NASA and SpaceX are preparing to launch a first-of-its-kind mission to study the powerful electric currents that surge through Earth’s atmosphere during aurora displays. These “auroral electrojets” push millions of amps of electrical charge around the planet’s poles every second, influencing space weather, satellite operations, and even power grids on Earth.
The Electrojet Zeeman Imaging Explorer (EZIE) mission, set to launch this March aboard a SpaceX Falcon 9, will send three suitcase-sized CubeSats into orbit to map and analyze these invisible currents with unprecedented precision. The mission will provide critical insights into how auroras shape Earth’s magnetic environment and how solar storms impact both technology and human infrastructure.
Unlocking the Secrets of Auroral Electrojets
Auroral electrojets are powerful electric currents that surge through Earth’s upper atmosphere, creating the dazzling northern and southern lights while also impacting satellites, power grids, and communication systems. Until now, these massive currents have been difficult to measure directly, leaving gaps in our understanding of how space weather affects our planet.
As reported by Space.com, NASA and SpaceX are preparing to launch the Electrojet Zeeman Imaging Explorer (EZIE) mission, the first-ever space mission dedicated to studying these mysterious currents. Scheduled to launch aboard a SpaceX Falcon 9 from Vandenberg Space Force Base, EZIE will deploy three CubeSats into low-Earth orbit to map and analyze auroral electrojets in real-time.
Using a groundbreaking technique known as the Zeeman effect, these satellites will measure microwave emissions from oxygen molecules to detect how electrojets shift, strengthen, and weaken. Scientists hope the data will provide a game-changing breakthrough in space weather forecasting, helping to protect Earth’s infrastructure from solar storms and improve our ability to predict geomagnetic disturbances before they happen.
Why Studying Electrojets Matters
Auroral electrojets aren’t just an atmospheric curiosity—they can have real-world consequences. When solar storms intensify, these currents can become dangerously strong, triggering geomagnetic disturbances that overload power grids, cause satellite malfunctions, and disrupt radio communications. Understanding their behavior is critical for predicting and mitigating space weather hazards.
With the Sun approaching the peak of Solar Cycle 25, the timing for this mission couldn’t be better. Increased solar activity leads to stronger and more frequent geomagnetic storms, making EZIE’s data invaluable for improving space weather forecasting.

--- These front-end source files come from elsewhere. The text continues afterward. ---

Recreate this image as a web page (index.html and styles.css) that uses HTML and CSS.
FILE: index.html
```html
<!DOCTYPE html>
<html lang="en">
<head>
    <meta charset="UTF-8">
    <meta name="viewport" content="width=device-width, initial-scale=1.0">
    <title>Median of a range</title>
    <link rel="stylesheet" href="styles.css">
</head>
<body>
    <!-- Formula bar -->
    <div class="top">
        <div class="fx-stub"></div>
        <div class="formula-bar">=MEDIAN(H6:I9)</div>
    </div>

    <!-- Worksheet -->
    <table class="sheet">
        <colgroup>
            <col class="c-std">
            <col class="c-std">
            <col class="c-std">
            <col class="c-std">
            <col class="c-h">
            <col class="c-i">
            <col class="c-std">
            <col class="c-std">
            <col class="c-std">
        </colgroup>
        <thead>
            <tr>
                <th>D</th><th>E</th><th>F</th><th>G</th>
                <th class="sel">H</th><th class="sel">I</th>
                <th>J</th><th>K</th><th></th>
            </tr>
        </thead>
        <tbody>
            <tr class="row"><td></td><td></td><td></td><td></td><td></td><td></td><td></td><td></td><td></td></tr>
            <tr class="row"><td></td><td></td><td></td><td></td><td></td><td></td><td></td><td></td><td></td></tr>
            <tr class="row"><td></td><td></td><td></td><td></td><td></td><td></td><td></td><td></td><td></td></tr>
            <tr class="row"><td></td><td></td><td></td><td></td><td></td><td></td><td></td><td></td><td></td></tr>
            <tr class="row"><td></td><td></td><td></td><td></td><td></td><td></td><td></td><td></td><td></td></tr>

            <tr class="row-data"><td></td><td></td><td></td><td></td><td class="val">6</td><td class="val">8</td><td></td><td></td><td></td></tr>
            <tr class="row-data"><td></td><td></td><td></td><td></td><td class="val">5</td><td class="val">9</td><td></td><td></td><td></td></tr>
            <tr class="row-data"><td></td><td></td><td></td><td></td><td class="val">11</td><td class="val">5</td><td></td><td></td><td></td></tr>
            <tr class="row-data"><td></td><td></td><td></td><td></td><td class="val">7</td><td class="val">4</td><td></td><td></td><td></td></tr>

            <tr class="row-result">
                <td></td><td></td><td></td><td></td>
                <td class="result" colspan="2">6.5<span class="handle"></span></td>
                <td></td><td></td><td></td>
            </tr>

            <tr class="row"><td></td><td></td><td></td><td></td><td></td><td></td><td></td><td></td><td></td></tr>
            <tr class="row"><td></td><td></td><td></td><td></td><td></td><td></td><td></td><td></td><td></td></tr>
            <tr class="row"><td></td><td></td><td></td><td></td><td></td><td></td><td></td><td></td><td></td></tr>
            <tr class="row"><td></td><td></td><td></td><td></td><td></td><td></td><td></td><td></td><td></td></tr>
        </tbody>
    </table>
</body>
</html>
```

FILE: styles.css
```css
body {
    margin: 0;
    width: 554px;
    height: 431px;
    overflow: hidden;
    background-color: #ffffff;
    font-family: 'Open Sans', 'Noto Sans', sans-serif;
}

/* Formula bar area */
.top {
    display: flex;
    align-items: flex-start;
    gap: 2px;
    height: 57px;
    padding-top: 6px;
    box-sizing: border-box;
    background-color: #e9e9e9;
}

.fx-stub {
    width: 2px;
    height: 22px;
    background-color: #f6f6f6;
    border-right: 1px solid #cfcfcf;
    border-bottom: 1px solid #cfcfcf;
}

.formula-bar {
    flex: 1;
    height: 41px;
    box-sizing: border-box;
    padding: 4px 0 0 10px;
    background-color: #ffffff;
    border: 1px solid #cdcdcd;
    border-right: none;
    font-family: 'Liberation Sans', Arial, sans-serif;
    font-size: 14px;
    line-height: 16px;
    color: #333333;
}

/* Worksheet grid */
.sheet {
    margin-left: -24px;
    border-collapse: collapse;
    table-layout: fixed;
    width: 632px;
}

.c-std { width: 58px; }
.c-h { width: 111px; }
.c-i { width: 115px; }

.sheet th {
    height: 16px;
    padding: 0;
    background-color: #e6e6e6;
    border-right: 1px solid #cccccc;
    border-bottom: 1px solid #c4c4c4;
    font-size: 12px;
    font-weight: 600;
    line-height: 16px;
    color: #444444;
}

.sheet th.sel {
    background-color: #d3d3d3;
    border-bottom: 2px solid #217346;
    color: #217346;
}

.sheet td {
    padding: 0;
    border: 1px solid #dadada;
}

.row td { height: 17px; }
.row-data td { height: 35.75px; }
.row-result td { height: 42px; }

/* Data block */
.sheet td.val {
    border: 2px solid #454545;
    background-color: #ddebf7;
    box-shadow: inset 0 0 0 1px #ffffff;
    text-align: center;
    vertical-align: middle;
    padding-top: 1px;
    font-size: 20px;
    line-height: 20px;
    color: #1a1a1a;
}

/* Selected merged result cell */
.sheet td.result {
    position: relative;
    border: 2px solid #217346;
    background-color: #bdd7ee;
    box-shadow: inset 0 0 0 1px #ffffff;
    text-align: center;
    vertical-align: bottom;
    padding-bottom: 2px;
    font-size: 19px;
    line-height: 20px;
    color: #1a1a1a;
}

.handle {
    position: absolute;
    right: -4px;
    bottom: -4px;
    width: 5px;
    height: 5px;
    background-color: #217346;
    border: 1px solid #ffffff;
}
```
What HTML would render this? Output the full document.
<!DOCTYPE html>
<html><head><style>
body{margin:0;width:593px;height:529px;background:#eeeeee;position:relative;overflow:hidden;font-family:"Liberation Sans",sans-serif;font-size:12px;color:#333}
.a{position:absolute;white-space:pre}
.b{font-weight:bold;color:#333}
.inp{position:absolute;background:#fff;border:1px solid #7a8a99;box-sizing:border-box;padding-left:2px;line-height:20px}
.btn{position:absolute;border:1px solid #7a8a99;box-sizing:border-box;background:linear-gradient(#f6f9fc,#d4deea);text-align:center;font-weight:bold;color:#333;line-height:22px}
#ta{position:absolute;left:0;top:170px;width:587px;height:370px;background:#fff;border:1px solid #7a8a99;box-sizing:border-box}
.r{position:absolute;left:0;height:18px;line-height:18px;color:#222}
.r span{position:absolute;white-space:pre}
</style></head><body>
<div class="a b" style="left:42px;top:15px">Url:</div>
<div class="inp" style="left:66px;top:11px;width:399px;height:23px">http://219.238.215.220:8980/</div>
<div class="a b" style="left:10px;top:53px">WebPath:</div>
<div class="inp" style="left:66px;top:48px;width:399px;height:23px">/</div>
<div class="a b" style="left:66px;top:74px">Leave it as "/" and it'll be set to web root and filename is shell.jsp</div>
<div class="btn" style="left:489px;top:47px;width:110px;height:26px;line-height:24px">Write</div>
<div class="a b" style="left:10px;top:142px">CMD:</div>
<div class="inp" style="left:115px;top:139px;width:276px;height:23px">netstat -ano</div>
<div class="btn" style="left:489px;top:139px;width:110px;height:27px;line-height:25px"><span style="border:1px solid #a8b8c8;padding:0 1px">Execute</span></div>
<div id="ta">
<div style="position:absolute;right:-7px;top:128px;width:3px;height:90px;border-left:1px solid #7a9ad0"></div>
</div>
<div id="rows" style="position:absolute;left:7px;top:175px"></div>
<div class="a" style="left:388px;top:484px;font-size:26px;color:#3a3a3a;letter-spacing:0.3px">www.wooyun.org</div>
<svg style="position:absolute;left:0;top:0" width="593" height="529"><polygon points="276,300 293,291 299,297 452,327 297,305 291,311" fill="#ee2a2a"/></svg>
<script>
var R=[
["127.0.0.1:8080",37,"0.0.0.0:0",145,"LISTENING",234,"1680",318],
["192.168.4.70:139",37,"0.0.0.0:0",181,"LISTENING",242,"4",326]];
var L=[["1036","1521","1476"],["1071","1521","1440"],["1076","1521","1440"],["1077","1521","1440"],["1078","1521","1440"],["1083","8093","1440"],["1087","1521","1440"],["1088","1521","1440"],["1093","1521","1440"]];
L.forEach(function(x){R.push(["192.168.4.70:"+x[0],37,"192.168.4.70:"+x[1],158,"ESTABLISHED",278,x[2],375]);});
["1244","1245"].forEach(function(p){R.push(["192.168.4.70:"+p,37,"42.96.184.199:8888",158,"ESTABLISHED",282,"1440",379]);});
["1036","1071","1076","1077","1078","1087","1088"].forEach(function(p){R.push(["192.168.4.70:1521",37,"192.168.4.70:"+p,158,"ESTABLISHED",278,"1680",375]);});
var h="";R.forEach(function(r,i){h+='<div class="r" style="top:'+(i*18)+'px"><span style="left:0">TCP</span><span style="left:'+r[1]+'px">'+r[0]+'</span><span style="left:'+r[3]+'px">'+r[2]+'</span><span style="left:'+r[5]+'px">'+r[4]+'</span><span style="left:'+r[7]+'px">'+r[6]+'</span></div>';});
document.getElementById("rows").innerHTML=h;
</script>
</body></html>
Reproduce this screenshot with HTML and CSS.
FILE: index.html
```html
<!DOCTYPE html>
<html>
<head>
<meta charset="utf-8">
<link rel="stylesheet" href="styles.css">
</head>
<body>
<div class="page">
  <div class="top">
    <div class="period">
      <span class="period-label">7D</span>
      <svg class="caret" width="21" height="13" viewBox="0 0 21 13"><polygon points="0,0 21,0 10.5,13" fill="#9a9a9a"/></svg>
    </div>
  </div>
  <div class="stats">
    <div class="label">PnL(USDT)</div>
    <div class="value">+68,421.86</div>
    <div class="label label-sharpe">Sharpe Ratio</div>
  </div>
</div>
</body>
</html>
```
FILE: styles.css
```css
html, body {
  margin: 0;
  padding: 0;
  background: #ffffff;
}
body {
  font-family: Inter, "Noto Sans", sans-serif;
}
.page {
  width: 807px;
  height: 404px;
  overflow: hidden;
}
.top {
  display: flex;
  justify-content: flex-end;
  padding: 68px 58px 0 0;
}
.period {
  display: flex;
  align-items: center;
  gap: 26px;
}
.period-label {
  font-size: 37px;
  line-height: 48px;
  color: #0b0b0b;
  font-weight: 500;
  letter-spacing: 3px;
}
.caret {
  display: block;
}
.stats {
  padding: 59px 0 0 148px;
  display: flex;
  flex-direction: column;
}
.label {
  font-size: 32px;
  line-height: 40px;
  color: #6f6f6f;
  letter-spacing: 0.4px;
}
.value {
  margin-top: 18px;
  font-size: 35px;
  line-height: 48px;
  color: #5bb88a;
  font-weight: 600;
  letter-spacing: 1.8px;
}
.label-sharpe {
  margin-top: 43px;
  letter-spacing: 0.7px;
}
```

According to Sam Yee, the mission’s principal investigator at Johns Hopkins Applied Physics Laboratory, EZIE will provide a game-changing approach to space weather research. “The utilization of the Zeeman technique to remotely map current-induced magnetic fields is really a game-changing approach,” Yee explained.
A Citizen Science Component
Beyond its space-based observations, EZIE will harness the power of citizen scientists. NASA plans to distribute EZIE-Mag magnetometer kits to students and volunteers worldwide, allowing them to collect ground-based magnetic field data. By comparing these Earth-based measurements with EZIE’s spaceborne observations, researchers will gain a fuller picture of how electrojets evolve and interact with Earth’s magnetic field.
“EZIE scientists will be collecting magnetic field data from above, and the students will be collecting magnetic field data from the ground,” said Nelli Mosavi-Hoyer, the mission’s project manager at Johns Hopkins APL. This collaborative effort could significantly enhance our understanding of space weather effects on Earth.
The Role of SpaceX and Future Missions
EZIE will launch aboard a SpaceX Falcon 9 rocket as part of the Transporter-13 rideshare mission from Vandenberg Space Force Base in California. The launch is timed to occur during solar maximum, the peak of the Sun’s 11-year activity cycle, when auroral electrojets are strongest.
The mission will also complement other NASA heliophysics projects, such as the PUNCH (Polarimeter to Unify the Corona and Heliosphere) mission, which aims to study how material from the Sun forms the solar wind—the driving force behind auroras and space weather disturbances.